El pasado 31 de marzo expliqué en Madrid que todas las gamas del gris existen realmente entre el negro del Estado y el blanco de la sociedad. Los poderes locales son uno de esos grises, y la concertación entre poder y sociedad, otro de los matices posibles.
Pero hay todavía más cosas que hacer. Y así lo he dicho y lo mantengo.
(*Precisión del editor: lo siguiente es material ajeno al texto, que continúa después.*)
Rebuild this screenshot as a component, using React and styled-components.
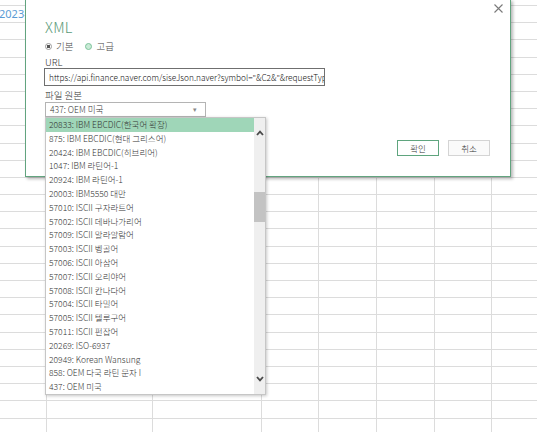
import React from 'react';
import styled, { createGlobalStyle } from 'styled-components';

const GlobalStyle = createGlobalStyle`
  html, body {
    margin: 0;
    padding: 0;
    background: #fff;
    overflow: hidden;
  }
  body {
    font-family: "Noto Sans CJK KR", "Noto Sans", sans-serif;
  }
`;

const COLUMNS = [47, 106, 109, 57, 58, 58, 57, 45];
const ROW_COUNT = 26;

const ENCODINGS = [
  '20833: IBM EBCDIC(한국어 확장)',
  '875: IBM EBCDIC(현대 그리스어)',
  '20424: IBM EBCDIC(히브리어)',
  '1047: IBM 라틴어-1',
  '20924: IBM 라틴어-1',
  '20003: IBM5550 대만',
  '57010: ISCII 구자라트어',
  '57002: ISCII 데바나가리어',
  '57009: ISCII 말라얄람어',
  '57003: ISCII 벵골어',
  '57006: ISCII 아삼어',
  '57007: ISCII 오리야어',
  '57008: ISCII 칸나다어',
  '57004: ISCII 타밀어',
  '57005: ISCII 텔루구어',
  '57011: ISCII 펀잡어',
  '20269: ISO-6937',
  '20949: Korean Wansung',
  '858: OEM 다국 라틴 문자 I',
  '437: OEM 미국',
];

function App() {
  return (
    <Page>
      <GlobalStyle />
      <Sheet>
        {Array.from({ length: ROW_COUNT }).map((_, r) =>
          COLUMNS.map((w, c) => (
            <Cell key={`${r}-${c}`} $last={c === COLUMNS.length - 1}>
              {r === 1 && c === 0 ? <DateText>2023-01-02</DateText> : null}
            </Cell>
          ))
        )}
      </Sheet>

      <Dialog>
        <CloseButton aria-label="닫기">
          <svg width="9" height="9" viewBox="0 0 9 9">
            <path d="M0.5 0.5 L8.5 8.5 M8.5 0.5 L0.5 8.5" stroke="#7a7a7a" strokeWidth="1.1" />
          </svg>
        </CloseButton>
        <Title>XML</Title>
        <RadioRow>
          <RadioOption>
            <Radio $checked />
            기본
          </RadioOption>
          <RadioOption>
            <Radio $hover />
            고급
          </RadioOption>
        </RadioRow>
        <Label>URL</Label>
        <UrlInput>https://api.finance.naver.com/siseJson.naver?symbol="&C2&"&requestTyp</UrlInput>
        <Label $gap>파일 원본</Label>
        <SelectWrap>
          <SelectBox>
            437: OEM 미국
            <Caret>▾</Caret>
          </SelectBox>
          <DropList>
            <Items>
              {ENCODINGS.map((e, i) => (
                <Item key={e} $active={i === 0}>{e}</Item>
              ))}
            </Items>
            <ScrollBar>
              <ScrollArrow>
                <svg width="8" height="6" viewBox="0 0 8 6">
                  <path d="M1 5 L4 1.6 L7 5" fill="none" stroke="#4a4a4a" strokeWidth="1.8" />
                </svg>
              </ScrollArrow>
              <Track>
                <Thumb $offset={44} />
              </Track>
              <ScrollArrow>
                <svg width="8" height="6" viewBox="0 0 8 6">
                  <path d="M1 1 L4 4.4 L7 1" fill="none" stroke="#4a4a4a" strokeWidth="1.8" />
                </svg>
              </ScrollArrow>
            </ScrollBar>
          </DropList>
        </SelectWrap>
        <ButtonRow>
          <Button $primary>확인</Button>
          <Button>취소</Button>
        </ButtonRow>
      </Dialog>
    </Page>
  );
}

export default App;

const Page = styled.div`
  position: relative;
  width: 556px;
  height: 432px;
  overflow: hidden;
  background: #fff;
`;

const Sheet = styled.div`
  display: grid;
  grid-template-columns: ${COLUMNS.map((w) => `${w}px`).join(' ')};
  grid-template-rows: 6px repeat(${ROW_COUNT - 1}, 17.2px);
  width: 537px;
`;

const Cell = styled.div`
  box-sizing: border-box;
  border-bottom: 1px solid #dcdcdc;
  border-right: ${(p) => (p.$last ? 'none' : '1px solid #dcdcdc')};
  overflow: visible;
  white-space: nowrap;
`;

const DateText = styled.div`
  font-family: "Noto Sans", sans-serif;
  font-size: 11px;
  line-height: 16px;
  color: #5b9bd5;
  margin-left: -1px;
`;

const Dialog = styled.div`
  position: absolute;
  left: 25px;
  top: -1px;
  width: 486px;
  height: 178px;
  box-sizing: border-box;
  background: #fff;
  border: 1px solid #62a47f;
  box-shadow: 2px 2px 3px rgba(0, 0, 0, 0.28);
  display: flex;
  flex-direction: column;
  align-items: flex-start;
  padding: 0 0 0 19px;
  color: #333;
  font-weight: 300;
`;

const CloseButton = styled.div`
  position: absolute;
  top: 4px;
  right: 7px;
  width: 9px;
  height: 9px;
  display: flex;
`;

const Title = styled.div`
  margin-top: 19px;
  font-size: 14.5px;
  line-height: 16px;
  color: #5a9a78;
  letter-spacing: 0.3px;
`;

const RadioRow = styled.div`
  display: flex;
  gap: 12px;
  margin-top: 5px;
  font-size: 9.5px;
  line-height: 12px;
  color: #444;
`;

const RadioOption = styled.div`
  display: flex;
  align-items: center;
  gap: 4px;
`;

const Radio = styled.span`
  box-sizing: border-box;
  width: 7px;
  height: 7px;
  border-radius: 50%;
  border: 1px solid ${(p) => (p.$hover ? '#7cc39a' : '#9a9a9a')};
  background: ${(p) =>
    p.$checked
      ? 'radial-gradient(circle, #555 0 1.6px, #fff 2px)'
      : p.$hover
      ? '#c9ead6'
      : '#fff'};
`;

const Label = styled.div`
  font-size: 9.5px;
  line-height: 11px;
  margin-top: ${(p) => (p.$gap ? '4px' : '5px')};
  color: #333;
`;

const UrlInput = styled.div`
  box-sizing: border-box;
  width: 281px;
  height: 18px;
  margin-left: -1px;
  border: 1px solid #6f6f6f;
  padding: 0 0 0 4px;
  font-size: 8.3px;
  line-height: 16px;
  color: #111;
  white-space: nowrap;
  overflow: hidden;
`;

const SelectWrap = styled.div`
  position: relative;
  margin-top: 1px;
`;

const SelectBox = styled.div`
  box-sizing: border-box;
  width: 161px;
  height: 15px;
  border: 1px solid #b4b4b4;
  padding: 0 0 0 4px;
  font-size: 8.6px;
  line-height: 13px;
  color: #333;
  display: flex;
  align-items: center;
  justify-content: space-between;
`;

const Caret = styled.span`
  font-size: 7px;
  color: #888;
  margin-right: 8px;
`;

const DropList = styled.div`
  position: absolute;
  top: 15px;
  left: 0;
  width: 221px;
  height: 278px;
  box-sizing: border-box;
  border: 1px solid #c6c6c6;
  background: #fff;
  box-shadow: 1px 1px 3px rgba(0, 0, 0, 0.22);
  display: flex;
  z-index: 2;
`;

const Items = styled.div`
  flex: 1;
  display: flex;
  flex-direction: column;
`;

const Item = styled.div`
  height: 13.8px;
  padding-left: 3px;
  font-size: 8.5px;
  line-height: 13.8px;
  color: #333;
  white-space: nowrap;
  background: ${(p) => (p.$active ? '#9fd6b8' : 'transparent')};
`;

const ScrollBar = styled.div`
  width: 11px;
  background: #efefef;
  display: flex;
  flex-direction: column;
`;

const ScrollArrow = styled.div`
  height: 30px;
  display: flex;
  align-items: center;
  justify-content: center;
`;

const Track = styled.div`
  flex: 1;
`;

const Thumb = styled.div`
  margin-top: ${(p) => p.$offset}px;
  height: 30px;
  background: #c3c3c3;
`;

const ButtonRow = styled.div`
  align-self: stretch;
  display: flex;
  justify-content: flex-end;
  gap: 9px;
  margin-top: 23px;
  padding-right: 20px;
`;

const Button = styled.div`
  box-sizing: border-box;
  width: 42px;
  height: 16px;
  border: 1px solid ${(p) => (p.$primary ? '#5fa57e' : '#d4d4d4')};
  background: ${(p) => (p.$primary ? '#fff' : '#fafafa')};
  font-size: 8.5px;
  line-height: 14px;
  text-align: center;
  color: #333;
`;
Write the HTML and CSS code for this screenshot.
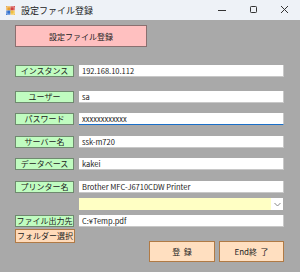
FILE: index.html
```html
<!DOCTYPE html>
<html lang="ja">
<head>
<meta charset="utf-8">
<link rel="stylesheet" href="styles.css">
</head>
<body>
<div class="window">
  <div class="titlebar">
    <svg class="appicon" width="10" height="10" viewBox="0 0 10 10">
      <rect x="0" y="0" width="5" height="5" fill="#e8a030"/>
      <rect x="5" y="0" width="5" height="5" fill="#d04040"/>
      <rect x="0" y="5" width="5" height="5" fill="#3070d0"/>
      <rect x="5" y="5" width="5" height="5" fill="#f0c040"/>
      <rect x="1" y="1" width="8" height="8" fill="none" stroke="#ffffff" stroke-width="0.6"/>
    </svg>
    <span class="title">設定ファイル登録</span>
    <div class="controls">
      <svg class="ctl" width="10" height="10" viewBox="0 0 10 10"><line x1="0" y1="5.5" x2="8" y2="5.5" stroke="#333" stroke-width="1"/></svg>
      <svg class="ctl" width="10" height="10" viewBox="0 0 10 10"><rect x="1.5" y="1.5" width="6" height="6" rx="0.8" fill="none" stroke="#333" stroke-width="1"/></svg>
      <svg class="ctl" width="10" height="10" viewBox="0 0 10 10"><path d="M1 1 L8 8 M8 1 L1 8" stroke="#333" stroke-width="1"/></svg>
    </div>
  </div>
  <div class="content">
    <div class="headbtn">設定ファイル登録</div>
    <div class="row r1"><div class="lbl">インスタンス</div><div class="tb">192.168.10.112</div></div>
    <div class="row r2"><div class="lbl">ユーザー</div><div class="tb">sa</div></div>
    <div class="row r3"><div class="lbl">パスワード</div><div class="tb focus">xxxxxxxxxxxx</div></div>
    <div class="row r4"><div class="lbl">サーバー名</div><div class="tb">ssk-m720</div></div>
    <div class="row r5"><div class="lbl">データベース</div><div class="tb">kakei</div></div>
    <div class="row r6"><div class="lbl">プリンター名</div><div class="tb">Brother MFC-J6710CDW Printer</div></div>
    <div class="combo"><div class="combo-field"></div><div class="combo-arrow"><svg width="7" height="5" viewBox="0 0 7 5"><path d="M0.5 1 L3.5 4 L6.5 1" fill="none" stroke="#888" stroke-width="1"/></svg></div></div>
    <div class="row r7"><div class="lbl">ファイル出力先</div><div class="tb">C:¥Temp.pdf</div></div>
    <div class="footer">
      <div class="folderbtn">フォルダー選択</div>
      <div class="actions">
        <div class="actbtn reg">登&nbsp;&nbsp;録</div>
        <div class="actbtn end">End終&nbsp;&nbsp;了</div>
      </div>
    </div>
  </div>
</div>
</body>
</html>
```
FILE: styles.css
```css
* { box-sizing: border-box; }
html, body { margin: 0; padding: 0; }
body {
  width: 300px;
  height: 272px;
  overflow: hidden;
  font-family: "Noto Sans CJK JP", "Noto Sans", sans-serif;
  background: #a9a9a9;
}
.window { width: 300px; height: 272px; display: flex; flex-direction: column; }
.titlebar {
  height: 20px;
  background: #eef2f7;
  display: flex;
  align-items: center;
  padding-left: 6px;
}
.appicon { width: 9px; height: 9px; }
.title { font-size: 9px; color: #222; margin-left: 6px; line-height: 1; }
.controls { margin-left: auto; display: flex; align-items: center; gap: 21px; margin-right: 10px; }
.ctl { display: block; }
.content {
  flex: 1;
  padding: 5px 0 0 15px;
  display: flex;
  flex-direction: column;
}
.headbtn {
  width: 132px;
  height: 22px;
  background: #ffc0c0;
  border: 1px solid #8a7070;
  font-size: 8px;
  color: #222;
  display: flex;
  align-items: center;
  justify-content: center;
}
.row { display: flex; align-items: center; gap: 5px; height: 12px; }
.r1 { margin-top: 18px; }
.r2 { margin-top: 14px; }
.r3 { margin-top: 10px; }
.r4 { margin-top: 11px; }
.r5 { margin-top: 10px; }
.r6 { margin-top: 11px; }
.r7 { margin-top: 5px; }
.lbl {
  width: 59px;
  height: 12px;
  background: #c0fcc0;
  border: 1px solid #6f8a6f;
  font-size: 8px;
  line-height: 10px;
  text-align: center;
  color: #222;
  white-space: nowrap;
}
.tb {
  width: 205px;
  height: 12px;
  background: #ffffff;
  border-right: 1px solid #c8c8c8;
  border-bottom: 1px solid #c8c8c8;
  font-size: 7.5px;
  line-height: 11px;
  padding-left: 3px;
  color: #222;
  white-space: nowrap;
  font-family: "Noto Sans CJK JP", "Noto Sans", sans-serif;
}
.tb.focus { border-bottom: 1px solid #1a6fc8; }
.combo {
  margin-top: 5px;
  margin-left: 64px;
  width: 204px;
  height: 12px;
  display: flex;
  background: #ffffff;
}
.combo-field { flex: 1; background: #ffffc4; }
.combo-arrow {
  width: 12px;
  display: flex;
  align-items: center;
  justify-content: center;
  background: #ffffff;
}
.footer { display: flex; align-items: flex-start; }
.folderbtn {
  margin-top: 2px;
  width: 60px;
  height: 14px;
  background: #ffdab9;
  border: 1px solid #b07a45;
  font-size: 8px;
  line-height: 12px;
  text-align: center;
  color: #222;
  white-space: nowrap;
}
.actions { display: flex; gap: 4px; margin-left: 74px; margin-top: 14px; }
.actbtn {
  width: 66px;
  height: 21px;
  background: #ffdfc0;
  border: 1px solid #b07a45;
  font-size: 8px;
  color: #222;
  display: flex;
  align-items: center;
  justify-content: center;
  white-space: nowrap;
}
.actbtn.end { width: 65px; }
```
Madrid es la capital del Estado, pero ninguna ley obliga a que el Instituto de Minas, o la Escuela Naval, o el Consejo Superior de Investigaciones Científicas tengan su sede en la capital.
¿Por qué no sugerir que en un momento de crisis el peso fáctico, económico y social de la presencia de instituciones en puntos determinados -más necesitados o más capaces de albergarlas- sea tenido en cuenta?
En el mismo sentido he recordado que el Estatuto de Cataluña , en su artículo 30.3, prevé que la sede del Parlament es Barcelona, pero que pueden celebrarse sesiones en otras ciudades y pueblos de Cataluña. Creo que sería bueno que se hicieran en Tarragona, en Lérida, en Gerona, en Manresa, en Vic...
Del mismo modo, he hablado largamente con el presidente del Senado y con el mayor partido de la oposición de traer a Barcelona la primera sesión de la Comisión de Autonomías (la llamada Gran Comisión) del Senado. El impacto sería enorme.
En estas acciones la gente, los ciudadanos, verían gestos -y los gestos son importantes- en el sentido de una mayor aproximación de la política, de un desencasillamiento de los políticos, de una mano tendida al diálogo entre representantes y representados.
Pasqual Maragall es alcalde de Barcelona.